For fans of the series, and of Schroeder particularly, this has been a satisfying narrative to witness. Real personal growth is largely a reality-show anomaly, especially when so many stars are rewarded for perpetuating the same drunken, wine-throwing behavior that got them noticed in the first place.

Schroeder assures it wasn't planned. "When I look from Season 1 all the way to now, I'm like, 'wow, if I would have come up with that and planned that out, I could have been JK Rowling,'" she said. "I'm proud of my story arc. I really wish that I came up with it."

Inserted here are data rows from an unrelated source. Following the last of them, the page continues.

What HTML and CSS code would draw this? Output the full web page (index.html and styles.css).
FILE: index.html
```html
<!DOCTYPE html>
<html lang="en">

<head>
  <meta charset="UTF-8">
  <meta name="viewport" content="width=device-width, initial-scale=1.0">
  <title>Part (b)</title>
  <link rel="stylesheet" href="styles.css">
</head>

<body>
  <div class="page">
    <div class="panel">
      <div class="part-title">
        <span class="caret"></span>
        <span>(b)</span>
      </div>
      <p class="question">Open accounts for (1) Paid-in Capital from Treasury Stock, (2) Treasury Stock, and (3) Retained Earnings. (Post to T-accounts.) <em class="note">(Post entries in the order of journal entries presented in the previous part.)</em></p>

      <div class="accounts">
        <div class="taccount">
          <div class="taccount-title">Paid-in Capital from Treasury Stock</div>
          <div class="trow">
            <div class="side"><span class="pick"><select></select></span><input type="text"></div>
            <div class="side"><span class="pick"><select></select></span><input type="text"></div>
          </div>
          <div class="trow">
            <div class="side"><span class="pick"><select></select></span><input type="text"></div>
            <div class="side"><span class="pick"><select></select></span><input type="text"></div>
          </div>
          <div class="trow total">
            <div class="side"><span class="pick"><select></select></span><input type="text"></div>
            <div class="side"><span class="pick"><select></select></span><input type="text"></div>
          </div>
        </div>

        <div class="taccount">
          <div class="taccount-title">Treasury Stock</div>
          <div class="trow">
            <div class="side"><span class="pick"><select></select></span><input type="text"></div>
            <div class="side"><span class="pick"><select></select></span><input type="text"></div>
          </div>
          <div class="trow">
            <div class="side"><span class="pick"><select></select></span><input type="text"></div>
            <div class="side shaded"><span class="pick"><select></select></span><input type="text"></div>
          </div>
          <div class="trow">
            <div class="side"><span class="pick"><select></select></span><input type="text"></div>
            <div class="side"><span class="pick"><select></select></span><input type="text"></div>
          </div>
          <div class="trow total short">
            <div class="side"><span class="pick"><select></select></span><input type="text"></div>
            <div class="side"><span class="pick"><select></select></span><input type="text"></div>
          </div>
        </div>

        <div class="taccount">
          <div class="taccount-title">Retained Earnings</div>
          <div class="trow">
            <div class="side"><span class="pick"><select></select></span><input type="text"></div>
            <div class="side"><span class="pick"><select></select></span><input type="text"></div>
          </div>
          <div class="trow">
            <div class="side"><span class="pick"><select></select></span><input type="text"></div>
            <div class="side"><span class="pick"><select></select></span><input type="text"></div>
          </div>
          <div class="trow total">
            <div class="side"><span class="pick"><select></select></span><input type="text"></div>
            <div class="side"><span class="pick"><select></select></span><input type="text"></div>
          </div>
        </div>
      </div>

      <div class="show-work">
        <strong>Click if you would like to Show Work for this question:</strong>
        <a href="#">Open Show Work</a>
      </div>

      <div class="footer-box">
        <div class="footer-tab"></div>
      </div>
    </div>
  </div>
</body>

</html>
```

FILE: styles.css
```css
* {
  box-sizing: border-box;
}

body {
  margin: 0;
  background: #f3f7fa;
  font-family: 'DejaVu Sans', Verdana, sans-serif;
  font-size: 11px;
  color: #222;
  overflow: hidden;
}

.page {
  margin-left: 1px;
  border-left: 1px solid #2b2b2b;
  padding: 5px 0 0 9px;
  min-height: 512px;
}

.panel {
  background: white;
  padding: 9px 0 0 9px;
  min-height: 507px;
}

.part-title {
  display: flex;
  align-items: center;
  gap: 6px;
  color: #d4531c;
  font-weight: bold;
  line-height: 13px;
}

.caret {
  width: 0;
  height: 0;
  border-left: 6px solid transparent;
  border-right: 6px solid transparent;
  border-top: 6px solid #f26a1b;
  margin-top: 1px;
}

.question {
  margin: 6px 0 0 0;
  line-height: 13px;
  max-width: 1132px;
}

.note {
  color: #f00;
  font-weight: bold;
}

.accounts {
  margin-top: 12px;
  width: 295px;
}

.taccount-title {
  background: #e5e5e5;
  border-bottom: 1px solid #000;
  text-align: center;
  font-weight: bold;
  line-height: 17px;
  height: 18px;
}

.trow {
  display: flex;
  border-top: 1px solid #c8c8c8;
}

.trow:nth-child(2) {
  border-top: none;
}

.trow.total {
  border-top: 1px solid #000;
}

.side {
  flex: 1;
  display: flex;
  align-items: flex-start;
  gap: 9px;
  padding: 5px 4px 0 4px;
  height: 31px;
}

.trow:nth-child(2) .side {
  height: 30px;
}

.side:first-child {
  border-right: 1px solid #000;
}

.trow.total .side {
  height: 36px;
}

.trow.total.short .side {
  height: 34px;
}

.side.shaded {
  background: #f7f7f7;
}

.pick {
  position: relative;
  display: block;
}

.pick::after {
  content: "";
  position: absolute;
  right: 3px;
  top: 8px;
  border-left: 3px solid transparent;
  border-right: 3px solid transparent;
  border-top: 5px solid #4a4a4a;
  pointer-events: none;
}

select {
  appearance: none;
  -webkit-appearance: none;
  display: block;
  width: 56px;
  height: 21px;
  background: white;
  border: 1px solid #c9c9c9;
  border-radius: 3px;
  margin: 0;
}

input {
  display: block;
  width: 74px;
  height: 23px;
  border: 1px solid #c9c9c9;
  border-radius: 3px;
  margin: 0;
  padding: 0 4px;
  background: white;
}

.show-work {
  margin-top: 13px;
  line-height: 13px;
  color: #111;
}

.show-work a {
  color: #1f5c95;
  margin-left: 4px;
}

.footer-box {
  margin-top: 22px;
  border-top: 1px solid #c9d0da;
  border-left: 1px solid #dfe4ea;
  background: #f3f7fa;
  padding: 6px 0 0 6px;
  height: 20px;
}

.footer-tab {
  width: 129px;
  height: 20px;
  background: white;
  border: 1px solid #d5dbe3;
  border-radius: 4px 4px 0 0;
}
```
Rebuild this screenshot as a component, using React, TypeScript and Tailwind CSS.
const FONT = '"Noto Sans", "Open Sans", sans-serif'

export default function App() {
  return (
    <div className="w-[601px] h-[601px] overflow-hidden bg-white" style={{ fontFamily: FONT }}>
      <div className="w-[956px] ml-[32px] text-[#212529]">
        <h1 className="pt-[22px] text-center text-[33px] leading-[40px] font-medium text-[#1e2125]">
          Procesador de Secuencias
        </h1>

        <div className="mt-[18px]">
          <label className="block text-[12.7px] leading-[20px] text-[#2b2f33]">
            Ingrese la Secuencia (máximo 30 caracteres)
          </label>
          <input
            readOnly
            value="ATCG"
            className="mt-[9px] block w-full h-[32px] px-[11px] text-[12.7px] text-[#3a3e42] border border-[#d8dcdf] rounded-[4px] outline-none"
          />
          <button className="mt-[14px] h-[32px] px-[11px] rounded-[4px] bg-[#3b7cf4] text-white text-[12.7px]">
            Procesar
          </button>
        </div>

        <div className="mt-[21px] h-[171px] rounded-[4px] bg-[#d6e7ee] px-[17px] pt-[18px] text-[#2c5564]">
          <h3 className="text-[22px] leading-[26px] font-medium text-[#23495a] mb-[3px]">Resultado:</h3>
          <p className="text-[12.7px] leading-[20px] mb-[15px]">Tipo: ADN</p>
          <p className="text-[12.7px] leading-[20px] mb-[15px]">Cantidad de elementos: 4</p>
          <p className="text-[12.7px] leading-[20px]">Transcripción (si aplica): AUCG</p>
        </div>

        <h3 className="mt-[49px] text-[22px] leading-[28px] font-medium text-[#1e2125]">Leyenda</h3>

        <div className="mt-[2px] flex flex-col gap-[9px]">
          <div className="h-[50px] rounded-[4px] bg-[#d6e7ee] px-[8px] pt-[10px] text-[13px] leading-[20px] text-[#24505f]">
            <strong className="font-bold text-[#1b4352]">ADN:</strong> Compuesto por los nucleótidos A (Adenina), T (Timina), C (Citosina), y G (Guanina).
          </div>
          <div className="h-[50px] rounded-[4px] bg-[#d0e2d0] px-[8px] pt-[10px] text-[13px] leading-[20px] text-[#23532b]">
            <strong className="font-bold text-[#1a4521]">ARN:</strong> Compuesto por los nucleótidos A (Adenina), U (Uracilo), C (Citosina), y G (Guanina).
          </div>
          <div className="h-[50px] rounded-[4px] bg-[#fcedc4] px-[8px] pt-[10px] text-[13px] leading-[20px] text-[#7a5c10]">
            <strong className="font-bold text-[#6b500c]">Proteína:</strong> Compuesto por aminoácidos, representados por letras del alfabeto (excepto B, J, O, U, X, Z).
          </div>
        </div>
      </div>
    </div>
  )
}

When Schroeder's boyfriend, Beau Clark, joined Vanderpump Rules on a recurring basis this season, she advised spontaneity as well, saying: "Be you, don't feel like you need to make something happen."

Clark said, "I didn't even know what that meant at the time."

He had not watched any of the series except for the pilot, screened after they first met. He was taken aback by how Schroeder came across, calling her "awful but in a really good television way." The Stassi he was getting to know was a far cry from the Stassi on early episodes of Vanderpump Rules, who hazed Scheana Marie Jancan, a new employee at SUR.

"As a joke sometimes when she's bratty, I'm like, 'OK, you're being Season 1 Stassi right now,'" he said.

But while Schroeder is willing to acknowledge her missteps (people are much more forgiving when you admit badly screwing up, she advises), she does feel like viewers got the wrong impression of her early on. She spent the first season of the show lashing out at her then-boyfriend over a rumor he'd gotten a woman pregnant in Las Vegas. There were tears, insults and endless accusations. Yes, she was being paranoid, but also -- as he finally confessed -- she was correct.

"It blows my mind when people are like, 'Stassi's the villain,'" she said. "Please tell me what I've done to get that label."

With the release of her book, Schroeder is hoping to guide a much wider audience. She's worried she might sound self-righteous when she talks about authenticity as a movement, but unapologetically embracing the things you love seems to her a worthy cause.

"I might not be that great at anything specific, but I think I am good at being honest," Schroeder said. "If you're trying to pretend to be something that you're not or if you're overthinking things, you can see it."

She articulated the crux of her advice succinctly: "The less you overthink it, the better."